Cognitive Maps as the Mechanism Behind Latent Learning
We examine how internal maps guide behavior when animals or people face blocked paths or new goals. Tolman coined the term cognitive map to describe an internal representation of landmarks and spatial relations that stores usable knowledge.
What a cognitive map is and how it supports shortcuts and flexible routes
A cognitive map is an internal map of the environment. It records cues, landmarks, and spatial links. This map lets an animal take a shortcut or choose an alternate route when the usual way is blocked.
Rats, mazes, and internal maps: what “learning rats” implies
Rats in Tolman’s maze studies built maps during low-stakes exposure. When motivation appeared, their stored information produced rapid gains. That pattern meant these learning rats were forming internal knowledge, not just chaining responses.
Humans build cognitive maps too: commuting routes, buildings, and objects over time
We form maps of streets, buildings, and objects through repeated trips. Over time, stored information becomes obvious when we need to find a specific place. This mechanism shifted theory toward internal processes and flexible behavior.
How We See Latent Learning in Everyday Life and Why It Still Matters
Everyday moments often reveal that we carried information for weeks before using it.

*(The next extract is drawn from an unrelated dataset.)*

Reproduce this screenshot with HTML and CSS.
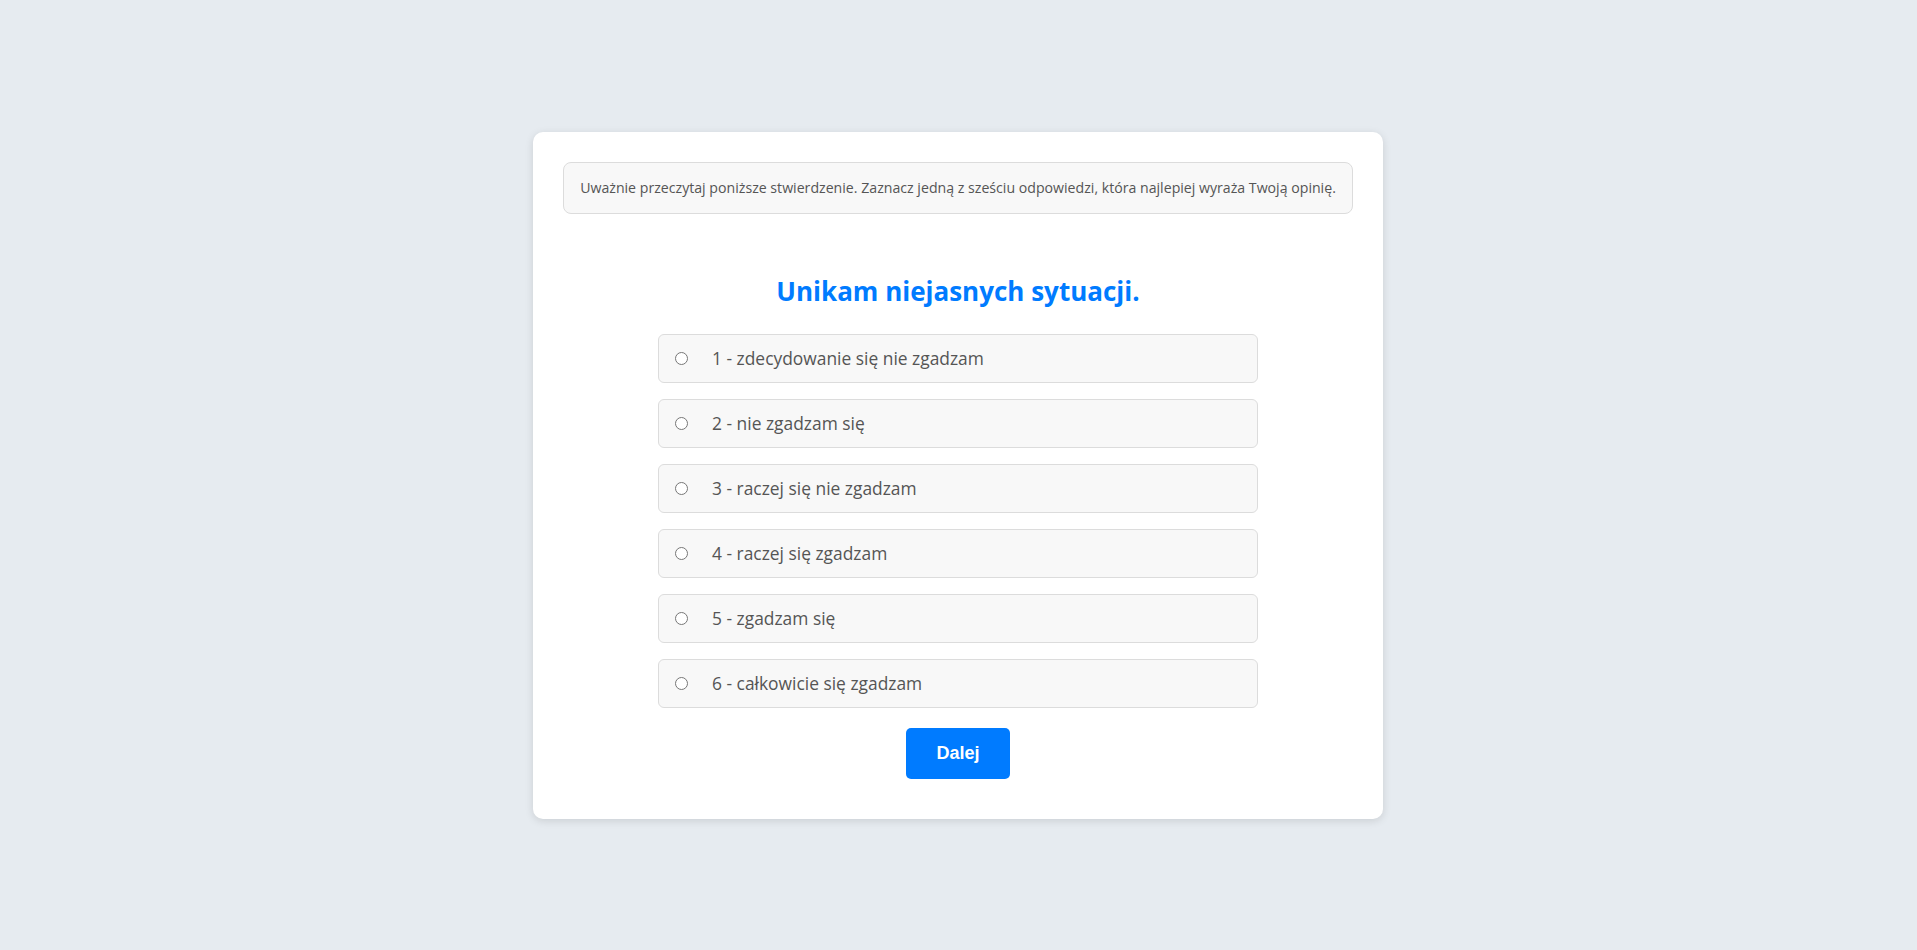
FILE: index.html
```html
<!DOCTYPE html>
<html lang="pl">
<head>
<meta charset="utf-8">
<title>Test</title>
<link rel="stylesheet" href="styles.css">
</head>
<body>
<main class="page">
  <section class="card">
    <div class="instruction">Uważnie przeczytaj poniższe stwierdzenie. Zaznacz jedną z sześciu odpowiedzi, która najlepiej wyraża Twoją opinię.</div>
    <h2 class="statement">Unikam niejasnych sytuacji.</h2>
    <form class="options">
      <label class="option"><input type="radio" name="a" value="1"><span>1 - zdecydowanie się nie zgadzam</span></label>
      <label class="option"><input type="radio" name="a" value="2"><span>2 - nie zgadzam się</span></label>
      <label class="option"><input type="radio" name="a" value="3"><span>3 - raczej się nie zgadzam</span></label>
      <label class="option"><input type="radio" name="a" value="4"><span>4 - raczej się zgadzam</span></label>
      <label class="option"><input type="radio" name="a" value="5"><span>5 - zgadzam się</span></label>
      <label class="option"><input type="radio" name="a" value="6"><span>6 - całkowicie się zgadzam</span></label>
      <button type="button" class="next">Dalej</button>
    </form>
  </section>
</main>
</body>
</html>
```
FILE: styles.css
```css
* { box-sizing: border-box; }
html, body { margin: 0; padding: 0; }
body {
  background: #e6ebf0;
  font-family: "Open Sans", "Noto Sans", sans-serif;
  color: #555;
}
.page {
  min-height: 100vh;
  display: flex;
  align-items: center;
  justify-content: center;
  padding-right: 1px;
}
.card {
  width: 850px;
  background: #fff;
  border-radius: 10px;
  padding: 30px;
  box-shadow: 0 2px 8px rgba(0,0,0,0.12);
  display: flex;
  flex-direction: column;
  align-items: center;
}
.instruction {
  width: 100%;
  background: #f8f8f8;
  border: 1px solid #dcdcdc;
  border-radius: 8px;
  padding: 16px 10px;
  font-size: 14.15px;
  line-height: 18px;
  text-align: center;
  color: #555;
}
.statement {
  margin: 60px 0 26px;
  font-size: 26px;
  line-height: 34px;
  font-weight: 700;
  color: #007bff;
  text-align: center;
}
.options {
  width: 600px;
  display: flex;
  flex-direction: column;
  align-items: center;
  gap: 16px;
}
.option {
  width: 100%;
  height: 49px;
  display: flex;
  align-items: center;
  padding: 0 16px;
  background: #f8f8f8;
  border: 1px solid #dcdcdc;
  border-radius: 6px;
  font-size: 17.4px;
  color: #555;
  cursor: pointer;
}
.option input {
  width: 13px;
  height: 13px;
  margin: 0 24px 0 0;
}
.next {
  width: 104px;
  height: 51px;
  margin-top: 4px;
  margin-bottom: 10px;
  padding: 0;
  font-family: "Liberation Sans", Arial, sans-serif;
  font-size: 18px;
  font-weight: 700;
  color: #fff;
  background: #007bff;
  border: none;
  border-radius: 5px;
  cursor: pointer;
}
```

As an example, children who watch parents drive may later act out driving without any reinforcement at the time of watching. That display shows stored knowledge surfacing when play or curiosity creates motivation.

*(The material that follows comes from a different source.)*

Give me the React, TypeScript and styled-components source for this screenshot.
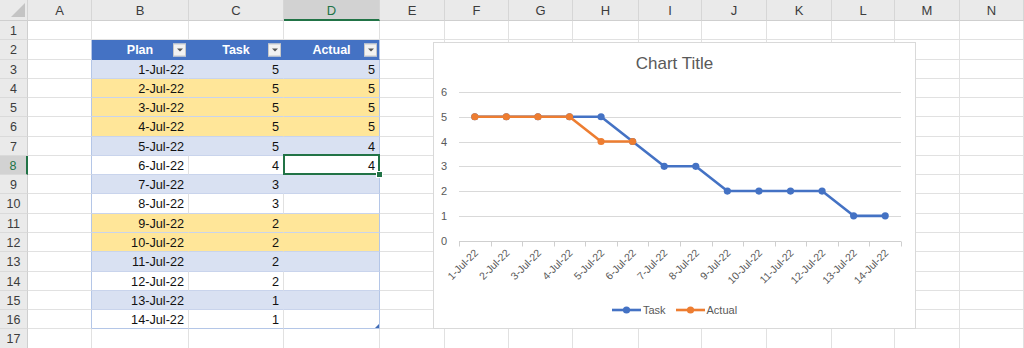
import React from "react";
import styled, { createGlobalStyle, css } from "styled-components";

const COLUMN_WIDTHS = [28, 64, 97, 95, 96, 65, 64, 64, 66, 63, 65, 65, 63, 65, 64];
const LETTERS = ["A", "B", "C", "D", "E", "F", "G", "H", "I", "J", "K", "L", "M", "N"];
const GRID = COLUMN_WIDTHS.map((w) => `${w}px`).join(" ");
const ROW_PITCH = 19.27;
const rowHeight = (n: number) =>
  Math.round(21 + n * ROW_PITCH) - Math.round(21 + (n - 1) * ROW_PITCH);

type Tone = "plain" | "head" | "band" | "hi";

interface Entry {
  plan: string;
  task: number;
  actual?: number;
  tone: Tone;
}

const ENTRIES: Entry[] = [
  { plan: "1-Jul-22", task: 5, actual: 5, tone: "band" },
  { plan: "2-Jul-22", task: 5, actual: 5, tone: "hi" },
  { plan: "3-Jul-22", task: 5, actual: 5, tone: "hi" },
  { plan: "4-Jul-22", task: 5, actual: 5, tone: "hi" },
  { plan: "5-Jul-22", task: 5, actual: 4, tone: "band" },
  { plan: "6-Jul-22", task: 4, actual: 4, tone: "plain" },
  { plan: "7-Jul-22", task: 3, tone: "band" },
  { plan: "8-Jul-22", task: 3, tone: "plain" },
  { plan: "9-Jul-22", task: 2, tone: "hi" },
  { plan: "10-Jul-22", task: 2, tone: "hi" },
  { plan: "11-Jul-22", task: 2, tone: "band" },
  { plan: "12-Jul-22", task: 2, tone: "plain" },
  { plan: "13-Jul-22", task: 1, tone: "band" },
  { plan: "14-Jul-22", task: 1, tone: "plain" },
];

const TONE_BG: Record<Tone, string> = {
  plain: "#ffffff",
  head: "#4472c4",
  band: "#d9e1f2",
  hi: "#ffe699",
};

const GREEN = "#217346";
const GRIDLINE = "#e1e1e1";
const TABLE_LINE = "#b4c6e7";
const BLUE = "#4472c4";
const ORANGE = "#ed7d31";

const GlobalStyle = createGlobalStyle`
  html, body {
    margin: 0;
    padding: 0;
    background: #ffffff;
    overflow: hidden;
  }
  body {
    font-family: "Liberation Sans", Arial, sans-serif;
  }
`;

const Sheet = styled.div`
  position: relative;
  width: 1024px;
  height: 348px;
  overflow: hidden;
  background: #ffffff;
`;

const Line = styled.div<{ $h: number }>`
  display: grid;
  grid-template-columns: ${GRID};
  height: ${(p) => p.$h}px;
`;

const headBase = css`
  box-sizing: border-box;
  display: flex;
  align-items: center;
  justify-content: center;
  background: #eaeaea;
  color: #3c3c3c;
  font-size: 13px;
`;

const Corner = styled.div`
  ${headBase};
  justify-content: flex-end;
  align-items: flex-end;
  padding: 0 2px 3px 0;
  border-right: 1px solid #d4d4d4;
  border-bottom: 1px solid #cfcfcf;
`;

const ColHead = styled.div<{ $active?: boolean }>`
  ${headBase};
  padding-top: 1px;
  border-right: 1px solid #d6d6d6;
  border-bottom: ${(p) => (p.$active ? `2px solid ${GREEN}` : "1px solid #cfcfcf")};
  ${(p) =>
    p.$active &&
    css`
      background: #d2d2d2;
      color: ${GREEN};
    `}
`;

const RowHead = styled.div<{ $active?: boolean }>`
  ${headBase};
  padding-top: 1px;
  font-size: 12.5px;
  border-right: ${(p) => (p.$active ? `2px solid ${GREEN}` : "1px solid #cfcfcf")};
  border-bottom: 1px solid #dadada;
  ${(p) =>
    p.$active &&
    css`
      background: #d2d2d2;
      color: ${GREEN};
    `}
`;

const Cell = styled.div<{ $edge?: boolean }>`
  box-sizing: border-box;
  background: #ffffff;
  border-right: 1px solid ${(p) => (p.$edge ? TABLE_LINE : GRIDLINE)};
  border-bottom: 1px solid ${GRIDLINE};
`;

const TableCell = styled.div<{
  $tone: Tone;
  $last?: boolean;
  $bottom?: boolean;
  $active?: boolean;
}>`
  position: relative;
  box-sizing: border-box;
  display: flex;
  align-items: center;
  justify-content: ${(p) => (p.$tone === "head" ? "center" : "flex-end")};
  padding: 1px 4px 0 0;
  background: ${(p) => TONE_BG[p.$tone]};
  color: ${(p) => (p.$tone === "head" ? "#ffffff" : "#111111")};
  font-size: ${(p) => (p.$tone === "head" ? "12.5px" : "12.7px")};
  font-weight: ${(p) => (p.$tone === "head" ? 700 : 400)};
  white-space: nowrap;
  border-right: 1px solid
    ${(p) =>
      p.$last ? TABLE_LINE : p.$tone === "plain" ? GRIDLINE : TONE_BG[p.$tone]};
  border-bottom: 1px solid
    ${(p) => (p.$tone === "head" ? BLUE : p.$bottom ? TABLE_LINE : "#c9d4ec")};
  ${(p) => p.$tone === "head" && css`padding: 0;`}
  ${(p) =>
    p.$active &&
    css`
      &::after {
        content: "";
        position: absolute;
        left: -1px;
        top: -2px;
        right: -1px;
        bottom: -1px;
        border: 2px solid ${GREEN};
        pointer-events: none;
      }
      &::before {
        content: "";
        position: absolute;
        right: -4px;
        bottom: -4px;
        width: 5px;
        height: 5px;
        background: ${GREEN};
        border: 1px solid #ffffff;
        z-index: 2;
      }
    `}
`;

const FilterButton = styled.span`
  position: absolute;
  right: 2px;
  top: 50%;
  transform: translateY(-50%);
  box-sizing: border-box;
  width: 13px;
  height: 13px;
  background: #f2f2f2;
  border: 1px solid #c8c8c8;
  display: flex;
  align-items: center;
  justify-content: center;

  &::after {
    content: "";
    border-left: 3px solid transparent;
    border-right: 3px solid transparent;
    border-top: 3px solid #555555;
  }
`;

const ResizeMark = styled.span`
  position: absolute;
  right: 0;
  bottom: 0;
  width: 0;
  height: 0;
  border-left: 4px solid transparent;
  border-bottom: 4px solid #3f6bb5;
`;

/* chart */

const ChartFrame = styled.div`
  position: absolute;
  left: 433px;
  top: 42px;
  width: 483px;
  height: 287px;
  box-sizing: border-box;
  border: 1px solid #d9d9d9;
  background: #ffffff;
  display: flex;
  flex-direction: column;
  color: #595959;
  font-family: "Liberation Sans", Arial, sans-serif;
`;

const ChartTitle = styled.div`
  height: 40px;
  box-sizing: border-box;
  padding-top: 10px;
  line-height: 22px;
  text-align: center;
  font-size: 17px;
`;

const Legend = styled.div`
  flex: 1;
  display: flex;
  align-items: center;
  justify-content: center;
  gap: 10px;
  padding-bottom: 6px;
  font-size: 11px;
`;

const LegendItem = styled.div`
  display: flex;
  align-items: center;
  gap: 2px;
`;

const X0 = 25;
const X1 = 467;
const CAT = (X1 - X0) / 14;
const Y0 = 157.6;
const STEP = 24.77;
const xOf = (i: number) => X0 + (i + 0.5) * CAT;
const yOf = (v: number) => Y0 - v * STEP;
const crisp = (y: number) => Math.round(y) + 0.5;

function Series({ values, color }: { values: number[]; color: string }) {
  const pts = values.map((v, i) => `${xOf(i)},${yOf(v)}`).join(" ");
  return (
    <g>
      <polyline
        points={pts}
        fill="none"
        stroke={color}
        strokeWidth={2.6}
        strokeLinejoin="round"
        strokeLinecap="round"
      />
      {values.map((v, i) => (
        <circle key={i} cx={xOf(i)} cy={yOf(v)} r={3.6} fill={color} />
      ))}
    </g>
  );
}

function LegendMark({ color }: { color: string }) {
  return (
    <svg width="29" height="10" viewBox="0 0 29 10">
      <line x1="0" y1="5" x2="29" y2="5" stroke={color} strokeWidth="2.6" />
      <circle cx="14.5" cy="5" r="3.6" fill={color} />
    </svg>
  );
}

function LineChart() {
  const task = ENTRIES.map((e) => e.task);
  const actual = ENTRIES.filter((e) => e.actual !== undefined).map((e) => e.actual as number);

  return (
    <ChartFrame>
      <ChartTitle>Chart Title</ChartTitle>
      <svg width="481" height="215" viewBox="0 0 481 215" style={{ display: "block" }}>
        {[1, 2, 3, 4, 5, 6].map((v) => (
          <line key={v} x1={X0} x2={X1} y1={crisp(yOf(v))} y2={crisp(yOf(v))} stroke="#d9d9d9" />
        ))}
        <line x1={X0} x2={X1} y1={crisp(Y0)} y2={crisp(Y0)} stroke="#cfcfcf" />
        {Array.from({ length: 15 }, (_, k) => {
          const x = Math.round(X0 + k * CAT) + 0.5;
          return <line key={k} x1={x} x2={x} y1={crisp(Y0)} y2={crisp(Y0) + 5} stroke="#cfcfcf" />;
        })}
        {[0, 1, 2, 3, 4, 5, 6].map((v) => (
          <text key={v} x={13} y={yOf(v) + 4} textAnchor="end" fontSize="11" fill="#595959">
            {v}
          </text>
        ))}
        {ENTRIES.map((e, i) => (
          <text
            key={e.plan}
            transform={`translate(${xOf(i) + 4}, ${Y0 + 13}) rotate(-45)`}
            textAnchor="end"
            fontSize="10.5"
            fill="#595959"
          >
            {e.plan}
          </text>
        ))}
        <Series values={task} color={BLUE} />
        <Series values={actual} color={ORANGE} />
      </svg>
      <Legend>
        <LegendItem>
          <LegendMark color={BLUE} />
          Task
        </LegendItem>
        <LegendItem>
          <LegendMark color={ORANGE} />
          Actual
        </LegendItem>
      </Legend>
    </ChartFrame>
  );
}

function TableRow({ n }: { n: number }) {
  if (n === 2) {
    return (
      <>
        {["Plan", "Task", "Actual"].map((h, i) => (
          <TableCell key={h} $tone="head" $last={i === 2}>
            {h}
            <FilterButton />
          </TableCell>
        ))}
      </>
    );
  }
  const e = ENTRIES[n - 3];
  const bottom = n === 16;
  return (
    <>
      <TableCell $tone={e.tone} $bottom={bottom}>
        {e.plan}
      </TableCell>
      <TableCell $tone={e.tone} $bottom={bottom}>
        {e.task}
      </TableCell>
      <TableCell $tone={e.tone} $bottom={bottom} $last $active={n === 8}>
        {e.actual ?? ""}
        {bottom && <ResizeMark />}
      </TableCell>
    </>
  );
}

export default function App() {
  const rows = Array.from({ length: 17 }, (_, i) => i + 1);
  return (
    <>
      <GlobalStyle />
      <Sheet>
        <Line $h={21}>
          <Corner>
            <svg width="14" height="14" viewBox="0 0 14 14">
              <polygon points="0,14 14,14 14,0" fill="#c4c4c4" />
            </svg>
          </Corner>
          {LETTERS.map((l) => (
            <ColHead key={l} $active={l === "D"}>
              {l}
            </ColHead>
          ))}
        </Line>
        {rows.map((n) => {
          const inTable = n >= 2 && n <= 16;
          return (
            <Line key={n} $h={rowHeight(n)}>
              <RowHead $active={n === 8}>{n}</RowHead>
              <Cell $edge={inTable} />
              {inTable ? <TableRow n={n} /> : [1, 2, 3].map((c) => <Cell key={c} />)}
              {LETTERS.slice(4).map((l) => (
                <Cell key={l} />
              ))}
            </Line>
          );
        })}
        <LineChart />
      </Sheet>
    </>
  );
}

Other examples include spotting a water valve while tidying, learning office stair routes over time, or finding a bookshelf at school months later. These cases show how a quiet process in the environment shapes later behavior.
We separate this from observational learning by noting that reinforcement is not required during the original exposure. In short, latent learning helps explain sudden changes in behavior because the knowledge was already present; motivation simply made it visible.